If we don't want this to be a complete echo chamber he's worth having around.
Yeah, fair enough. I do suspect there is something deeply and fundamentally flawed about the very concept of the "education major."
It's like every welfare conversation I've ever had where somebody starts ventilating about this or that specific case. Yes, we're all familiar with the perverse incentives welfare creates. But doing away with it would create an entirely new raft of problems that are just as resistant to a solution.
447: Yeah, but those would be problems with the free market! Which, by definition, has more benefits than costs!
I have no problem in theory with attempts to structure society to align market outcomes with the interests of society as a whole.

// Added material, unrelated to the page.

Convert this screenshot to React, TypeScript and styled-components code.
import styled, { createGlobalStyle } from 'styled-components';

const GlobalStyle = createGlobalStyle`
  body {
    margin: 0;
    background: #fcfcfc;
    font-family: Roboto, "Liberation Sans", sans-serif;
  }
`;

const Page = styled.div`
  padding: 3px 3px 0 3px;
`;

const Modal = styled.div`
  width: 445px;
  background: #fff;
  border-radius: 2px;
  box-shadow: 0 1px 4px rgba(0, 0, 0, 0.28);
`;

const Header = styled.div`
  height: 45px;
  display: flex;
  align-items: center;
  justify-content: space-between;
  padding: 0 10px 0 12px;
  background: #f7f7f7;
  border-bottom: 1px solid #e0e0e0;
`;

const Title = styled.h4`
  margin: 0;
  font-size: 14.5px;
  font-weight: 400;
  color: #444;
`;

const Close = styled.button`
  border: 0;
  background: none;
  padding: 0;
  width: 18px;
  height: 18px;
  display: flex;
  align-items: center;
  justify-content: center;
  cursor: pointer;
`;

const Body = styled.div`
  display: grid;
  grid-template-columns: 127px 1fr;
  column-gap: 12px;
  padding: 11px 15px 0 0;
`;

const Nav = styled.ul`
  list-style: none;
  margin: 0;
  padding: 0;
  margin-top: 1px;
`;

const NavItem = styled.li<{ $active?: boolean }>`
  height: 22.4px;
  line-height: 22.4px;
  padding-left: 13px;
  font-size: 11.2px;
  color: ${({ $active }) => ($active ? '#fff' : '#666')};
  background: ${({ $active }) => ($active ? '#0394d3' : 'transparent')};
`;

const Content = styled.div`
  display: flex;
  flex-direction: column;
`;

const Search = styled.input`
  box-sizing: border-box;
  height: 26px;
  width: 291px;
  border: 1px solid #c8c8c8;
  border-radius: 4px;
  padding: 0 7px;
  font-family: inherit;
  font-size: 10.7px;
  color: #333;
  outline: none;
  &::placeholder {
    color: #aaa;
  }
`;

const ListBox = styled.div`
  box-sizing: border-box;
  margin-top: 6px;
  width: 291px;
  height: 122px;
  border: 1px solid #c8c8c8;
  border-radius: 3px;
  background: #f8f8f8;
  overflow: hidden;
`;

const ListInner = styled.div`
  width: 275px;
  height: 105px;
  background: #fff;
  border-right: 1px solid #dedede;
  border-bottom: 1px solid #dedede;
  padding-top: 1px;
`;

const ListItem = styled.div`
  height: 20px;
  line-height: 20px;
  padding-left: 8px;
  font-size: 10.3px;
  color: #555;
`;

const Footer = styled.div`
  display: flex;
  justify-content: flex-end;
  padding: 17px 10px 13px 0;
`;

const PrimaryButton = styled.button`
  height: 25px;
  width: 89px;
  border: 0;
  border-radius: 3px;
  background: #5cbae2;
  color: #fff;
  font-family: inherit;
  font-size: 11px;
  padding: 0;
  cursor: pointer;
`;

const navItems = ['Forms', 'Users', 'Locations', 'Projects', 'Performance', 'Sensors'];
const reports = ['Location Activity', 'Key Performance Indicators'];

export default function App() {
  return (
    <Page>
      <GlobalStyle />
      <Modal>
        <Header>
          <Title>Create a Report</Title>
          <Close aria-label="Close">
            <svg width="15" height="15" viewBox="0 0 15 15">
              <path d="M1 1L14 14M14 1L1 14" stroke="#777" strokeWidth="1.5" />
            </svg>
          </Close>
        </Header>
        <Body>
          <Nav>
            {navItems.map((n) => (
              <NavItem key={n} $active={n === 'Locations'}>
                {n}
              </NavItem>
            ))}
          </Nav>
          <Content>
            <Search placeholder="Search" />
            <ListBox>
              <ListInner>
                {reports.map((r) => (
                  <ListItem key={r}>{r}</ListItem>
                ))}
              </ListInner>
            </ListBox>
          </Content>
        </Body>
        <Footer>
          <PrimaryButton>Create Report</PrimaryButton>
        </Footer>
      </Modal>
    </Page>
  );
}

But then it isn't meaningfully a market in the sense in which markets are so useful. After all, you've picked a winner.
The point of the free market is that you structure costs properly, and then you get good outcomes. You align inputs to societal needs, not outputs. If you don't get the output you wanted, it doesn't mean the output was wrong, or unfair, unless the inputs are wrong.

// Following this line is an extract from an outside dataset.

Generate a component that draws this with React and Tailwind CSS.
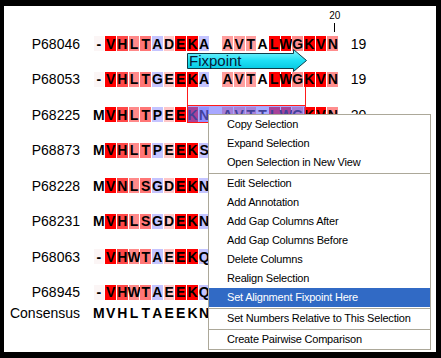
import React from 'react';

// conservation shade per alignment column
const shade = {
  R: 'bg-[#ff0000]',
  H: 'bg-[#ff4848]',
  L: 'bg-[#ff8a8a]',
  T: 'bg-[#ff7676]',
  B: 'bg-[#c4c4ff]',
  P: 'bg-[#ffc6c6]',
  S: 'bg-[#ff9e9e]',
  G: 'bg-[#ff8e8e]',
  '.': '',
};
const columns = '.RHLTBPRRB.SSS.RRGRRG';

// rows below the menu only show their first ten columns
const rows = [
  { name: 'P68046', seq: '-VHLTADEKA AVTALWGKVN', len: 19 },
  { name: 'P68053', seq: '-VHLTGEEKA AVTALWGKVN', len: 19 },
  { name: 'P68225', seq: 'MVHLTPEEKN AVTTLWGKVN', len: 20 },
  { name: 'P68873', seq: 'MVHLTPEEKS' },
  { name: 'P68228', seq: 'MVNLSGDEKN' },
  { name: 'P68231', seq: 'MVHLSGDEKN' },
  { name: 'P68063', seq: '-VHWTAEEKQ' },
  { name: 'P68945', seq: '-VHWTAEEKQ' },
];

const menu = [
  'Copy Selection',
  'Expand Selection',
  'Open Selection in New View',
  null,
  'Edit Selection',
  'Add Annotation',
  'Add Gap Columns After',
  'Add Gap Columns Before',
  'Delete Columns',
  'Realign Selection',
  'Set Alignment Fixpoint Here',
  null,
  'Set Numbers Relative to This Selection',
  null,
  'Create Pairwise Comparison',
];

function Cell({ ch, col, plain }) {
  let bg = '';
  if (!plain) bg = ch === '-' ? 'bg-[#fbf5f5]' : shade[columns[col]];
  return (
    <div
      className={`w-[11.7px] h-[15px] shrink-0 flex items-center justify-center border-r border-white font-bold text-[14px] leading-none text-black ${bg}`}
    >
      {ch === ' ' ? '' : ch}
    </div>
  );
}

function Row({ name, seq, len, plain }) {
  return (
    <div className="flex items-center h-[15px]">
      <div className="w-[76px] shrink-0 text-right text-[14px] leading-none text-black whitespace-nowrap">
        {name}
      </div>
      <div className="w-[13.6px] shrink-0" />
      {seq.split('').map((ch, i) => (
        <Cell key={i} ch={ch} col={i} plain={plain} />
      ))}
      {len && (
        <>
          <div className="w-[11.7px] shrink-0" />
          <div className="text-[14px] leading-none text-black">{len}</div>
        </>
      )}
    </div>
  );
}

export default function App() {
  return (
    <div className="w-[441px] h-[358px] bg-black pl-[4px] pt-[6px] font-['Liberation_Sans',Arial,sans-serif]">
      <div className="relative w-[432px] h-[346px] bg-white overflow-hidden">
        {/* ruler */}
        <div className="flex h-[30px]">
          <div className="w-[325px] shrink-0" />
          <div className="w-[11.7px] flex flex-col items-center pt-[5px]">
            <div className="text-[10px] leading-[10px] text-black">20</div>
            <div className="mt-[2px] w-px h-[9px] bg-black" />
          </div>
        </div>

        <div className="flex flex-col gap-[20.5px]">
          {rows.map((r) => (
            <Row key={r.name} {...r} />
          ))}
        </div>
        <div className="mt-[5.7px]">
          <Row name="Consensus" seq="MVHLTAEEKN" plain />
        </div>

        {/* Fixpoint annotation */}
        <svg className="absolute left-[183px] top-[43px]" width="121" height="24" viewBox="0 0 121 24">
          <defs>
            <linearGradient id="fx" x1="0" y1="0" x2="0" y2="1">
              <stop offset="0" stopColor="#8ff6ff" />
              <stop offset="0.5" stopColor="#1fe0f5" />
              <stop offset="1" stopColor="#00c4dc" />
            </linearGradient>
          </defs>
          <polygon
            points="0.5,4.5 106.5,4.5 106.5,0.5 119.5,11.5 106.5,22.5 106.5,19.5 0.5,19.5"
            fill="url(#fx)"
            stroke="#0e3c48"
            strokeWidth="1"
          />
        </svg>
        <div className="absolute left-[185px] top-[47px] text-[15px] leading-none text-[#06203a]">Fixpoint</div>

        {/* selection */}
        <div className="absolute left-[183px] top-[80px] w-[119px] h-[37px] border-x border-[#ff1a1a]" />
        <div className="absolute left-[183px] top-[99px] w-[119px] h-[18px] border border-[#ff1a1a] bg-[rgba(110,110,255,0.6)]" />

        {/* context menu */}
        <div className="absolute left-[204px] top-[108px] w-[223px] border border-[#aca899] bg-white text-[11px] tracking-[-0.2px] text-black">
          {menu.map((item, i) =>
            item === null ? (
              <div key={i} className="h-[2px] border-b border-[#aca899]" />
            ) : (
              <div
                key={i}
                className={`h-[19px] flex items-center pl-[18px] whitespace-nowrap ${
                  item === 'Set Alignment Fixpoint Here' ? 'bg-[#316ac5] text-white' : ''
                }`}
              >
                {item}
              </div>
            )
          )}
        </div>
      </div>
    </div>
  );
}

As far as I can tell, the anti-public-sector union argument's vulgar form (not the NPH position) boils down to conscription dressed up in `public benefit' clothing.

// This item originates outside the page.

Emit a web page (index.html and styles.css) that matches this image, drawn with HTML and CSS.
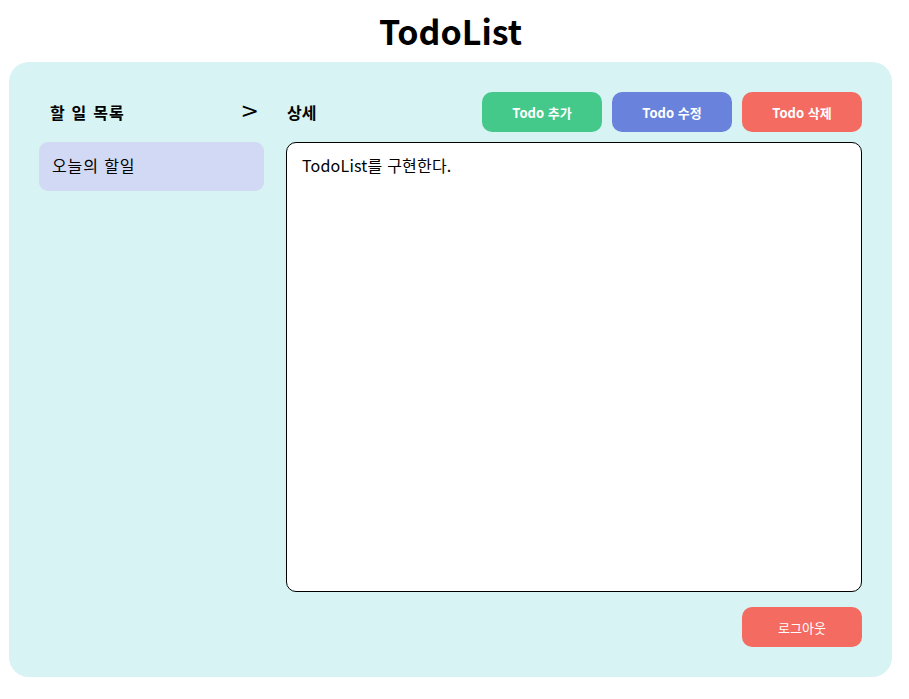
FILE: index.html
```html
<!DOCTYPE html>
<html lang="ko">
<head>
<meta charset="utf-8">
<title>TodoList</title>
<link rel="stylesheet" href="styles.css">
</head>
<body>
<h1 class="title">TodoList</h1>
<main class="board">
  <section class="list-col">
    <div class="list-head">
      <span class="list-title">할 일 목록</span>
      <span class="chev">&gt;</span>
    </div>
    <div class="todo-item">오늘의 할일</div>
  </section>
  <section class="detail-col">
    <div class="detail-head">
      <span class="detail-title">상세</span>
      <div class="actions">
        <button class="btn green">Todo 추가</button>
        <button class="btn blue">Todo 수정</button>
        <button class="btn red">Todo 삭제</button>
      </div>
    </div>
    <div class="detail-box">TodoList를 구현한다.</div>
    <div class="foot">
      <button class="btn red light">로그아웃</button>
    </div>
  </section>
</main>
</body>
</html>
```
FILE: styles.css
```css
* { box-sizing: border-box; }
body {
  margin: 0;
  font-family: "Noto Sans CJK KR", "Noto Sans", sans-serif;
  color: #000;
  background: #fff;
}
.title {
  margin: 0 0 0 9px;
  width: 883px;
  height: 62px;
  display: flex;
  align-items: center;
  justify-content: center;
  font-size: 34px;
  font-weight: 700;
  padding-bottom: 2px;
}
.board {
  margin-left: 9px;
  width: 883px;
  height: 615px;
  background: #d7f3f3;
  border-radius: 20px;
  padding: 30px;
  display: flex;
  gap: 22px;
}
.list-col {
  width: 225px;
  display: flex;
  flex-direction: column;
  gap: 10px;
}
.list-head {
  height: 40px;
  display: flex;
  align-items: center;
  justify-content: space-between;
  padding: 0 5px 0 11px;
}
.list-title {
  font-size: 16px;
  font-weight: 700;
  letter-spacing: 1.2px;
}
.chev {
  font-size: 22px;
  font-family: "DejaVu Sans", sans-serif;
  margin-top: -4px;
}
.todo-item {
  height: 49px;
  background: #d1d9f4;
  border-radius: 9px;
  display: flex;
  align-items: center;
  padding: 0 0 3px 13px;
  font-size: 16px;
  letter-spacing: 0.9px;
}
.detail-col {
  flex: 1;
  display: flex;
  flex-direction: column;
}
.detail-head {
  height: 40px;
  display: flex;
  align-items: center;
  justify-content: space-between;
  padding-left: 1px;
}
.detail-title {
  font-size: 16px;
  font-weight: 700;
}
.actions {
  display: flex;
  gap: 10px;
}
.btn {
  width: 120px;
  height: 40px;
  border: none;
  border-radius: 10px;
  color: #fff;
  font-family: "Noto Sans CJK KR", "Noto Sans", sans-serif;
  font-size: 13px;
  font-weight: 700;
  padding: 0;
}
.btn.light { font-weight: 400; }
.green { background: #45c98a; }
.blue { background: #6983dc; }
.red { background: #f46b62; }
.detail-box {
  margin-top: 10px;
  height: 450px;
  background: #fff;
  border: 1px solid #000;
  border-radius: 10px;
  padding: 10px 15px;
  font-size: 16px;
  letter-spacing: 0.2px;
}
.foot {
  margin-top: 15px;
  display: flex;
  justify-content: flex-end;
}
```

Shearer has been unusually fact-based this evening.
I do suspect there is something deeply and fundamentally flawed about the very concept of the "education major."
Nothing flawed about the concept, IMHO. There's actually a good deal of cognitive science that can be immensely useful in developing pedagogical approaches. Flawed, I think, more in the execution -- though my position is biased by having attended a program that I hope very much is not characteristic of education programs generally.
A tangential note on carpal tunnel and other repetitive strain problems: I highly, highly recommend a nutritional supplement with MSM, glucosamine, and chondroitin. Each of them is helpful; they seem more so in combination. Between them, they help strengthen both joints and connective tissues and replenish the body's supply of sinovial fluid, the stuff that lubricates joints. It's not a miracle cure or anything like that, but for me it makes the difference between typing without pain versus developing nasty aches after a couple hours' sustained writing, and between being able to support myself for most walking without my cane and needing the cane for more than short distances. It's the sort of stuff that manifests in the problems you stop experiencing. Broadly speaking, the highest dosage you can get of the three in combination is likely to be a good pick.
Thaks, Bruce. I'll get back on the glucosamine and look for the three in combination.
I think ditching my Mac keyboard and getting somethig where I don't need to pound the keys as much might help too.
Somebody remind me why we engage with Shearer?
Something to do with procedural liberalism, I think.
451
"But then it isn't meaningfully a market in the sense in which markets are so useful. After all, you've picked a winner."
No you haven't, you have picked a set of rules. For example basketball played 4 on 4 would look different than basketball played 5 on 5. The NBA chooses a rule set which it thinks will produce the most entertaining games for fans. It is constantly fiddling with the rules to try to improve the game.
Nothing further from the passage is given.